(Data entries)

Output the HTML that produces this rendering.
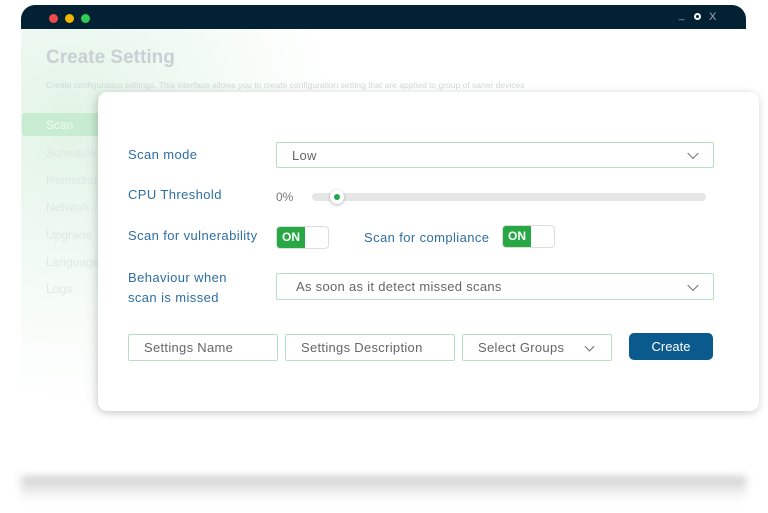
<!DOCTYPE html><html><head><style>
*{box-sizing:border-box;margin:0;padding:0}
body{width:768px;height:513px;background:#fff;position:relative;overflow:hidden;font-family:"Liberation Sans",sans-serif}
.abs{position:absolute}
.tb{left:21px;top:5px;width:725px;height:24px;background:#022233;border-radius:14px 14px 0 0}
.dot{width:9px;height:9px;border-radius:50%;top:14px}
.glow{left:21px;top:29px;width:320px;height:380px;background:radial-gradient(ellipse at 15% 25%,#e2f4e6 0%,#f4fbf6 40%,#fff 70%)}
.side{color:#dfe8e4;font-size:12px;left:46px}
.lbl{color:#2d6ea3;font-size:13px;letter-spacing:.4px}
.box{border:1px solid #b6e2c0;border-radius:2px;background:#fff;color:#666;font-size:13px;letter-spacing:.3px;padding-left:15px;display:flex;align-items:center}
.chev{position:absolute;right:16px;top:50%;width:8px;height:8px;border-right:1.4px solid #666;border-bottom:1.4px solid #666;transform:translateY(-70%) rotate(45deg)}
.tog{width:53px;height:23px;border:1px solid #ddd;border-radius:4px;overflow:hidden}
.tog span{display:block;width:28px;height:100%;background:#28a745;color:#fff;font-size:12px;font-weight:bold;line-height:21px;text-align:center}
</style></head><body>
<div class="abs glow"></div>
<div class="abs tb"></div>
<div class="abs dot" style="left:49px;background:#f04b4b"></div>
<div class="abs dot" style="left:65px;background:#f4b400"></div>
<div class="abs dot" style="left:81px;background:#2ecc55"></div>
<div class="abs" style="left:679px;top:10px;color:#aab;font-size:10px">_</div>
<div class="abs" style="left:694px;top:13px;width:7px;height:7px;border:2px solid #fff;border-radius:50%"></div>
<div class="abs" style="left:709px;top:11px;color:#aab;font-size:11px">X</div>
<div class="abs" style="left:46px;top:47px;color:#c8d0d4;font-size:19px;font-weight:bold">Create Setting</div>
<div class="abs" style="left:46px;top:80px;color:#d0d8d8;font-size:8.5px">Create configuration settings. This interface allows you to create configuration setting that are applied to group of saner devices</div>
<div class="abs" style="left:22px;top:113px;width:80px;height:23px;background:#c8ecd2;border-radius:3px"></div>
<div class="abs side" style="top:118px;color:#f2fbf4">Scan</div>
<div class="abs side" style="top:146px">Schedule</div>
<div class="abs side" style="top:173px">Remediation</div>
<div class="abs side" style="top:200px">Network</div>
<div class="abs side" style="top:228px">Upgrade</div>
<div class="abs side" style="top:255px">Language</div>
<div class="abs side" style="top:282px">Logs</div>
<div class="abs" style="left:21px;top:476px;width:725px;height:26px;background:linear-gradient(#ccc,#f4f4f4 70%,#fff);filter:blur(4px)"></div>
<div class="abs" style="left:98px;top:92px;width:661px;height:319px;background:#fff;border-radius:9px;box-shadow:0 2px 8px rgba(0,0,0,.18),-6px 0 10px rgba(0,0,0,.05)"></div>
<div class="abs lbl" style="left:128px;top:147px">Scan mode</div>
<div class="abs box" style="left:276px;top:142px;width:438px;height:26px">Low<i class="chev"></i></div>
<div class="abs lbl" style="left:128px;top:187px">CPU Threshold</div>
<div class="abs" style="left:276px;top:190px;color:#777;font-size:12px">0%</div>
<div class="abs" style="left:312px;top:193px;width:394px;height:8px;background:#e6e6e6;border-radius:4px"></div>
<div class="abs" style="left:330px;top:190px;width:14px;height:14px;background:#fff;border-radius:50%;box-shadow:0 1px 3px rgba(0,0,0,.3)"></div>
<div class="abs" style="left:334px;top:194px;width:6px;height:6px;background:#22a84a;border-radius:50%"></div>
<div class="abs lbl" style="left:128px;top:228px">Scan for vulnerability</div>
<div class="abs tog" style="left:276px;top:226px"><span>ON</span></div>
<div class="abs lbl" style="left:364px;top:230px">Scan for compliance</div>
<div class="abs tog" style="left:502px;top:225px"><span>ON</span></div>
<div class="abs lbl" style="left:128px;top:268px;line-height:20px">Behaviour when<br>scan is missed</div>
<div class="abs box" style="left:276px;top:273px;width:438px;height:27px;padding-left:19px">As soon as it detect missed scans<i class="chev"></i></div>
<div class="abs box" style="left:128px;top:334px;width:150px;height:27px">Settings Name</div>
<div class="abs box" style="left:285px;top:334px;width:170px;height:27px">Settings Description</div>
<div class="abs box" style="left:462px;top:334px;width:150px;height:27px">Select Groups<i class="chev" style="right:18px;width:7px;height:7px;border-width:1px"></i></div>
<div class="abs" style="left:629px;top:333px;width:84px;height:27px;background:#0b5a8e;border-radius:5px;color:#fff;font-size:13px;text-align:center;line-height:27px">Create</div>
</body></html>
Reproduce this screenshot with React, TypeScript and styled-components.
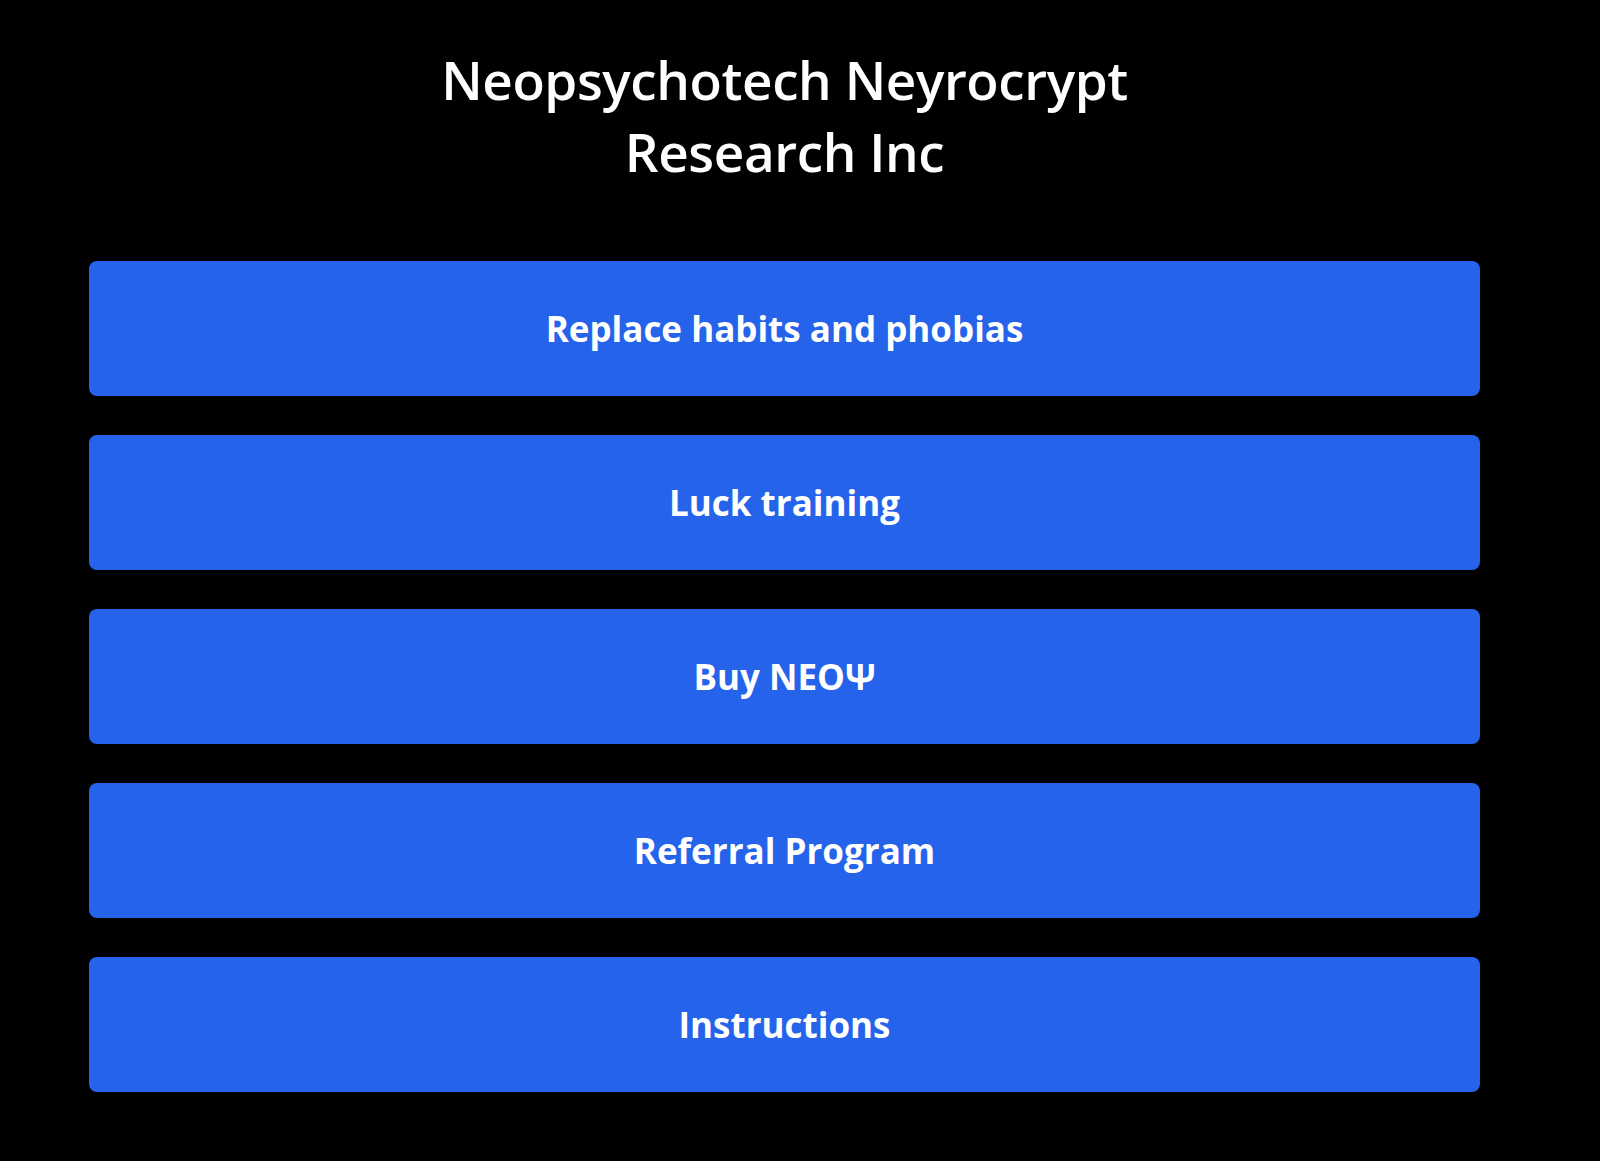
import styled, { createGlobalStyle } from 'styled-components';

const GlobalStyle = createGlobalStyle`
  html, body {
    margin: 0;
    padding: 0;
    background: #000;
  }

  body {
    font-family: 'Open Sans', 'Noto Sans', sans-serif;
    color: #fff;
  }
`;

const Page = styled.main`
  min-height: 1161px;
  box-sizing: border-box;
  padding: 44px 120px 60px 89px;
  display: flex;
  flex-direction: column;
  align-items: stretch;
`;

const Title = styled.h1`
  margin: 0 0 73px;
  text-align: center;
  font-size: 53px;
  line-height: 72px;
  font-weight: 600;
  letter-spacing: -0.4px;
`;

const Menu = styled.nav`
  display: flex;
  flex-direction: column;
  gap: 39px;
`;

const MenuButton = styled.button`
  height: 135px;
  border: none;
  border-radius: 8px;
  background: #2563eb;
  color: #fff;
  font-family: inherit;
  font-size: 35px;
  font-weight: 700;
  cursor: pointer;

  &:hover {
    background: #1d4ed8;
  }
`;

const items = [
  'Replace habits and phobias',
  'Luck training',
  'Buy NEOΨ',
  'Referral Program',
  'Instructions',
];

export default function App() {
  return (
    <>
      <GlobalStyle />
      <Page>
        <Title>
          Neopsychotech Neyrocrypt
          <br />
          Research Inc
        </Title>
        <Menu>
          {items.map((item) => (
            <MenuButton key={item}>{item}</MenuButton>
          ))}
        </Menu>
      </Page>
    </>
  );
}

▸ THE REQUEST:
In your copy of the records, include no pictures; repeat everything else exactly.

▸ EXERCISE OUTPUT:
Output the HTML that produces this rendering.
<!DOCTYPE html><html><head><style>
*{box-sizing:border-box;margin:0;padding:0}
body{width:768px;height:513px;background:#fff;position:relative;overflow:hidden;font-family:"Liberation Sans",sans-serif}
.abs{position:absolute}
.tb{left:21px;top:5px;width:725px;height:24px;background:#022233;border-radius:14px 14px 0 0}
.dot{width:9px;height:9px;border-radius:50%;top:14px}
.glow{left:21px;top:29px;width:320px;height:380px;background:radial-gradient(ellipse at 15% 25%,#e2f4e6 0%,#f4fbf6 40%,#fff 70%)}
.side{color:#dfe8e4;font-size:12px;left:46px}
.lbl{color:#2d6ea3;font-size:13px;letter-spacing:.4px}
.box{border:1px solid #b6e2c0;border-radius:2px;background:#fff;color:#666;font-size:13px;letter-spacing:.3px;padding-left:15px;display:flex;align-items:center}
.chev{position:absolute;right:16px;top:50%;width:8px;height:8px;border-right:1.4px solid #666;border-bottom:1.4px solid #666;transform:translateY(-70%) rotate(45deg)}
.tog{width:53px;height:23px;border:1px solid #ddd;border-radius:4px;overflow:hidden}
.tog span{display:block;width:28px;height:100%;background:#28a745;color:#fff;font-size:12px;font-weight:bold;line-height:21px;text-align:center}
</style></head><body>
<div class="abs glow"></div>
<div class="abs tb"></div>
<div class="abs dot" style="left:49px;background:#f04b4b"></div>
<div class="abs dot" style="left:65px;background:#f4b400"></div>
<div class="abs dot" style="left:81px;background:#2ecc55"></div>
<div class="abs" style="left:679px;top:10px;color:#aab;font-size:10px">_</div>
<div class="abs" style="left:694px;top:13px;width:7px;height:7px;border:2px solid #fff;border-radius:50%"></div>
<div class="abs" style="left:709px;top:11px;color:#aab;font-size:11px">X</div>
<div class="abs" style="left:46px;top:47px;color:#c8d0d4;font-size:19px;font-weight:bold">Create Setting</div>
<div class="abs" style="left:46px;top:80px;color:#d0d8d8;font-size:8.5px">Create configuration settings. This interface allows you to create configuration setting that are applied to group of saner devices</div>
<div class="abs" style="left:22px;top:113px;width:80px;height:23px;background:#c8ecd2;border-radius:3px"></div>
<div class="abs side" style="top:118px;color:#f2fbf4">Scan</div>
<div class="abs side" style="top:146px">Schedule</div>
<div class="abs side" style="top:173px">Remediation</div>
<div class="abs side" style="top:200px">Network</div>
<div class="abs side" style="top:228px">Upgrade</div>
<div class="abs side" style="top:255px">Language</div>
<div class="abs side" style="top:282px">Logs</div>
<div class="abs" style="left:21px;top:476px;width:725px;height:26px;background:linear-gradient(#ccc,#f4f4f4 70%,#fff);filter:blur(4px)"></div>
<div class="abs" style="left:98px;top:92px;width:661px;height:319px;background:#fff;border-radius:9px;box-shadow:0 2px 8px rgba(0,0,0,.18),-6px 0 10px rgba(0,0,0,.05)"></div>
<div class="abs lbl" style="left:128px;top:147px">Scan mode</div>
<div class="abs box" style="left:276px;top:142px;width:438px;height:26px">Low<i class="chev"></i></div>
<div class="abs lbl" style="left:128px;top:187px">CPU Threshold</div>
<div class="abs" style="left:276px;top:190px;color:#777;font-size:12px">0%</div>
<div class="abs" style="left:312px;top:193px;width:394px;height:8px;background:#e6e6e6;border-radius:4px"></div>
<div class="abs" style="left:330px;top:190px;width:14px;height:14px;background:#fff;border-radius:50%;box-shadow:0 1px 3px rgba(0,0,0,.3)"></div>
<div class="abs" style="left:334px;top:194px;width:6px;height:6px;background:#22a84a;border-radius:50%"></div>
<div class="abs lbl" style="left:128px;top:228px">Scan for vulnerability</div>
<div class="abs tog" style="left:276px;top:226px"><span>ON</span></div>
<div class="abs lbl" style="left:364px;top:230px">Scan for compliance</div>
<div class="abs tog" style="left:502px;top:225px"><span>ON</span></div>
<div class="abs lbl" style="left:128px;top:268px;line-height:20px">Behaviour when<br>scan is missed</div>
<div class="abs box" style="left:276px;top:273px;width:438px;height:27px;padding-left:19px">As soon as it detect missed scans<i class="chev"></i></div>
<div class="abs box" style="left:128px;top:334px;width:150px;height:27px">Settings Name</div>
<div class="abs box" style="left:285px;top:334px;width:170px;height:27px">Settings Description</div>
<div class="abs box" style="left:462px;top:334px;width:150px;height:27px">Select Groups<i class="chev" style="right:18px;width:7px;height:7px;border-width:1px"></i></div>
<div class="abs" style="left:629px;top:333px;width:84px;height:27px;background:#0b5a8e;border-radius:5px;color:#fff;font-size:13px;text-align:center;line-height:27px">Create</div>
</body></html>
Reproduce this screenshot with React, TypeScript and styled-components.
import styled, { createGlobalStyle } from 'styled-components';

const GlobalStyle = createGlobalStyle`
  html, body {
    margin: 0;
    padding: 0;
    background: #000;
  }

  body {
    font-family: 'Open Sans', 'Noto Sans', sans-serif;
    color: #fff;
  }
`;

const Page = styled.main`
  min-height: 1161px;
  box-sizing: border-box;
  padding: 44px 120px 60px 89px;
  display: flex;
  flex-direction: column;
  align-items: stretch;
`;

const Title = styled.h1`
  margin: 0 0 73px;
  text-align: center;
  font-size: 53px;
  line-height: 72px;
  font-weight: 600;
  letter-spacing: -0.4px;
`;

const Menu = styled.nav`
  display: flex;
  flex-direction: column;
  gap: 39px;
`;

const MenuButton = styled.button`
  height: 135px;
  border: none;
  border-radius: 8px;
  background: #2563eb;
  color: #fff;
  font-family: inherit;
  font-size: 35px;
  font-weight: 700;
  cursor: pointer;

  &:hover {
    background: #1d4ed8;
  }
`;

const items = [
  'Replace habits and phobias',
  'Luck training',
  'Buy NEOΨ',
  'Referral Program',
  'Instructions',
];

export default function App() {
  return (
    <>
      <GlobalStyle />
      <Page>
        <Title>
          Neopsychotech Neyrocrypt
          <br />
          Research Inc
        </Title>
        <Menu>
          {items.map((item) => (
            <MenuButton key={item}>{item}</MenuButton>
          ))}
        </Menu>
      </Page>
    </>
  );
}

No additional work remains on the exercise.